*Stated exercise:* Write out the listing below exactly, and omit any images you find in it.

*Dataset:*

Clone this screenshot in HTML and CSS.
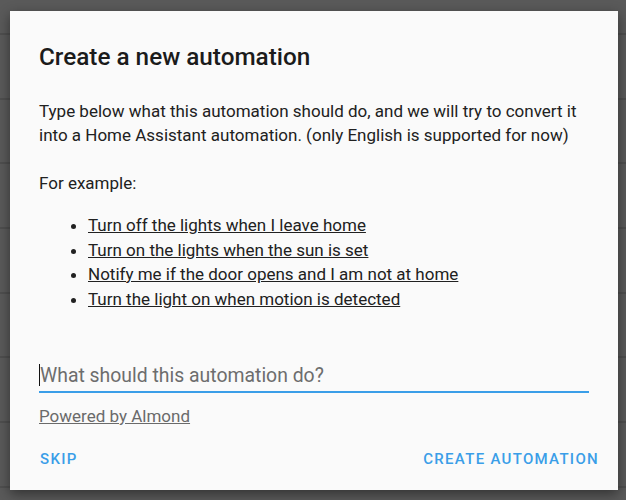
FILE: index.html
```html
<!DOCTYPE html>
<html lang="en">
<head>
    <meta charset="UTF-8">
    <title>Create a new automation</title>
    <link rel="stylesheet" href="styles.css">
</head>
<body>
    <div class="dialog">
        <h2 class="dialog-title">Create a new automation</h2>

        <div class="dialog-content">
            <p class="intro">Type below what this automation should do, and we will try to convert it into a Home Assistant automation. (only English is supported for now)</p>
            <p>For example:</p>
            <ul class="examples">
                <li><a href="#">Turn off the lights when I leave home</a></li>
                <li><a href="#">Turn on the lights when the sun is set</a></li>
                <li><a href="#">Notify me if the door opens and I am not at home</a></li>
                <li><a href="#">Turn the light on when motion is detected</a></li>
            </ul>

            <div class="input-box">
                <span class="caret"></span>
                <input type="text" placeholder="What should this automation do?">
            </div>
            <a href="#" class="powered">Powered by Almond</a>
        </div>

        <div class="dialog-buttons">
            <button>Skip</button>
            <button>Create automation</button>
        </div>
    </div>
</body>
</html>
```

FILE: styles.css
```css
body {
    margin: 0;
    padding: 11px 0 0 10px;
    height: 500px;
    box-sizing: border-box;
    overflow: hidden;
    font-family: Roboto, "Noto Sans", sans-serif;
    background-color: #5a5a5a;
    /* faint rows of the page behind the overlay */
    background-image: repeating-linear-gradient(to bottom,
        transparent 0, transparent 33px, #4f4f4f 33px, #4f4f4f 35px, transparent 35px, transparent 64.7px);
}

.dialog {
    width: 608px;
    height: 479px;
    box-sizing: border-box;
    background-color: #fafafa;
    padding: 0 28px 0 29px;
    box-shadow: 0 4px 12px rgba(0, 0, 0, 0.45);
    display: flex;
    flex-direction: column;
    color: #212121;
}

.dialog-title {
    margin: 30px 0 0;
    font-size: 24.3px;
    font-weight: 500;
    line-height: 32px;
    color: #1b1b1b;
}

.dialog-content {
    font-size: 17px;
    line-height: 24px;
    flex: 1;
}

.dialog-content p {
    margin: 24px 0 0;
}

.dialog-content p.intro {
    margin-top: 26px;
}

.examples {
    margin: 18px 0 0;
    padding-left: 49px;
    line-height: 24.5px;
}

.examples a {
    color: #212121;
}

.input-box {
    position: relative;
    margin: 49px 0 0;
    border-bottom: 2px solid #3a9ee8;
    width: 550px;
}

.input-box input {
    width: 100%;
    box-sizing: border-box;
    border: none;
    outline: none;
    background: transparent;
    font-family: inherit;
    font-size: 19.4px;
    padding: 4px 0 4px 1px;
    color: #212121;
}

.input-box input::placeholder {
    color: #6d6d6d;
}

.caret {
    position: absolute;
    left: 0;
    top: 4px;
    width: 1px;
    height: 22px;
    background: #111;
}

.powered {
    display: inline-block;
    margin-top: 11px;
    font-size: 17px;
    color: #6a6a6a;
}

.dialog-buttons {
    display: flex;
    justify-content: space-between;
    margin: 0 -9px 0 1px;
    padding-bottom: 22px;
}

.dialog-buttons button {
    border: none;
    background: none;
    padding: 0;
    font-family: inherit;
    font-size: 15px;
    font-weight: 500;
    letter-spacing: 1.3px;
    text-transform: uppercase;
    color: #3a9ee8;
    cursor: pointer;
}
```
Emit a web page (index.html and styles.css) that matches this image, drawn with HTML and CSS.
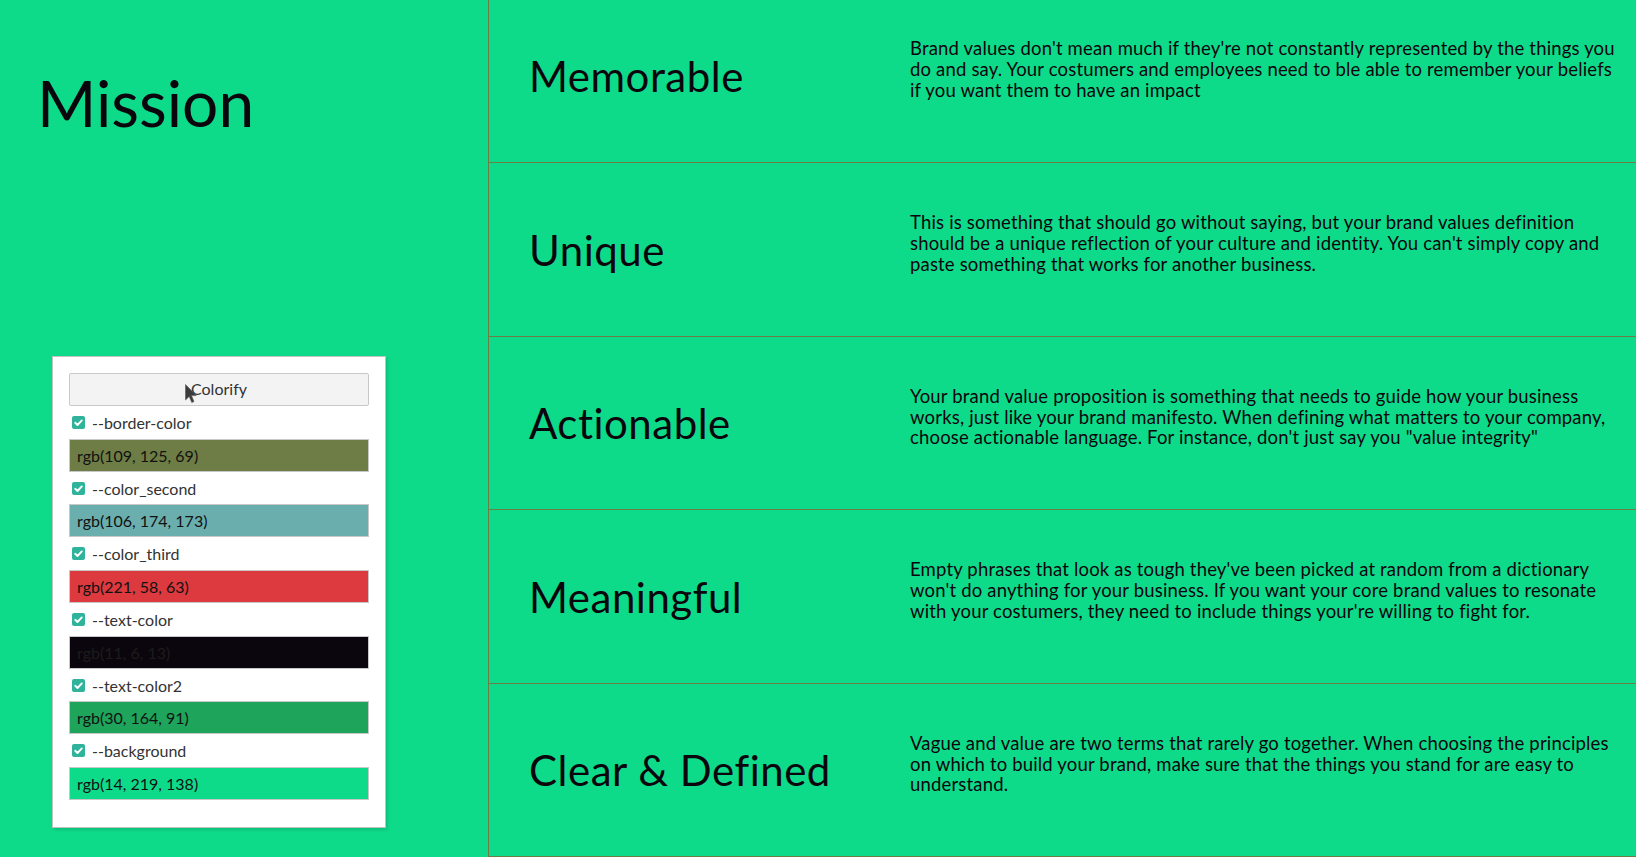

*Exercise answer:*
Clone this screenshot in HTML and CSS.
FILE: index.html
```html
<!DOCTYPE html>
<html lang="en">
<head>
    <meta charset="UTF-8">
    <title>Create a new automation</title>
    <link rel="stylesheet" href="styles.css">
</head>
<body>
    <div class="dialog">
        <h2 class="dialog-title">Create a new automation</h2>

        <div class="dialog-content">
            <p class="intro">Type below what this automation should do, and we will try to convert it into a Home Assistant automation. (only English is supported for now)</p>
            <p>For example:</p>
            <ul class="examples">
                <li><a href="#">Turn off the lights when I leave home</a></li>
                <li><a href="#">Turn on the lights when the sun is set</a></li>
                <li><a href="#">Notify me if the door opens and I am not at home</a></li>
                <li><a href="#">Turn the light on when motion is detected</a></li>
            </ul>

            <div class="input-box">
                <span class="caret"></span>
                <input type="text" placeholder="What should this automation do?">
            </div>
            <a href="#" class="powered">Powered by Almond</a>
        </div>

        <div class="dialog-buttons">
            <button>Skip</button>
            <button>Create automation</button>
        </div>
    </div>
</body>
</html>
```

FILE: styles.css
```css
body {
    margin: 0;
    padding: 11px 0 0 10px;
    height: 500px;
    box-sizing: border-box;
    overflow: hidden;
    font-family: Roboto, "Noto Sans", sans-serif;
    background-color: #5a5a5a;
    /* faint rows of the page behind the overlay */
    background-image: repeating-linear-gradient(to bottom,
        transparent 0, transparent 33px, #4f4f4f 33px, #4f4f4f 35px, transparent 35px, transparent 64.7px);
}

.dialog {
    width: 608px;
    height: 479px;
    box-sizing: border-box;
    background-color: #fafafa;
    padding: 0 28px 0 29px;
    box-shadow: 0 4px 12px rgba(0, 0, 0, 0.45);
    display: flex;
    flex-direction: column;
    color: #212121;
}

.dialog-title {
    margin: 30px 0 0;
    font-size: 24.3px;
    font-weight: 500;
    line-height: 32px;
    color: #1b1b1b;
}

.dialog-content {
    font-size: 17px;
    line-height: 24px;
    flex: 1;
}

.dialog-content p {
    margin: 24px 0 0;
}

.dialog-content p.intro {
    margin-top: 26px;
}

.examples {
    margin: 18px 0 0;
    padding-left: 49px;
    line-height: 24.5px;
}

.examples a {
    color: #212121;
}

.input-box {
    position: relative;
    margin: 49px 0 0;
    border-bottom: 2px solid #3a9ee8;
    width: 550px;
}

.input-box input {
    width: 100%;
    box-sizing: border-box;
    border: none;
    outline: none;
    background: transparent;
    font-family: inherit;
    font-size: 19.4px;
    padding: 4px 0 4px 1px;
    color: #212121;
}

.input-box input::placeholder {
    color: #6d6d6d;
}

.caret {
    position: absolute;
    left: 0;
    top: 4px;
    width: 1px;
    height: 22px;
    background: #111;
}

.powered {
    display: inline-block;
    margin-top: 11px;
    font-size: 17px;
    color: #6a6a6a;
}

.dialog-buttons {
    display: flex;
    justify-content: space-between;
    margin: 0 -9px 0 1px;
    padding-bottom: 22px;
}

.dialog-buttons button {
    border: none;
    background: none;
    padding: 0;
    font-family: inherit;
    font-size: 15px;
    font-weight: 500;
    letter-spacing: 1.3px;
    text-transform: uppercase;
    color: #3a9ee8;
    cursor: pointer;
}
```
Emit a web page (index.html and styles.css) that matches this image, drawn with HTML and CSS.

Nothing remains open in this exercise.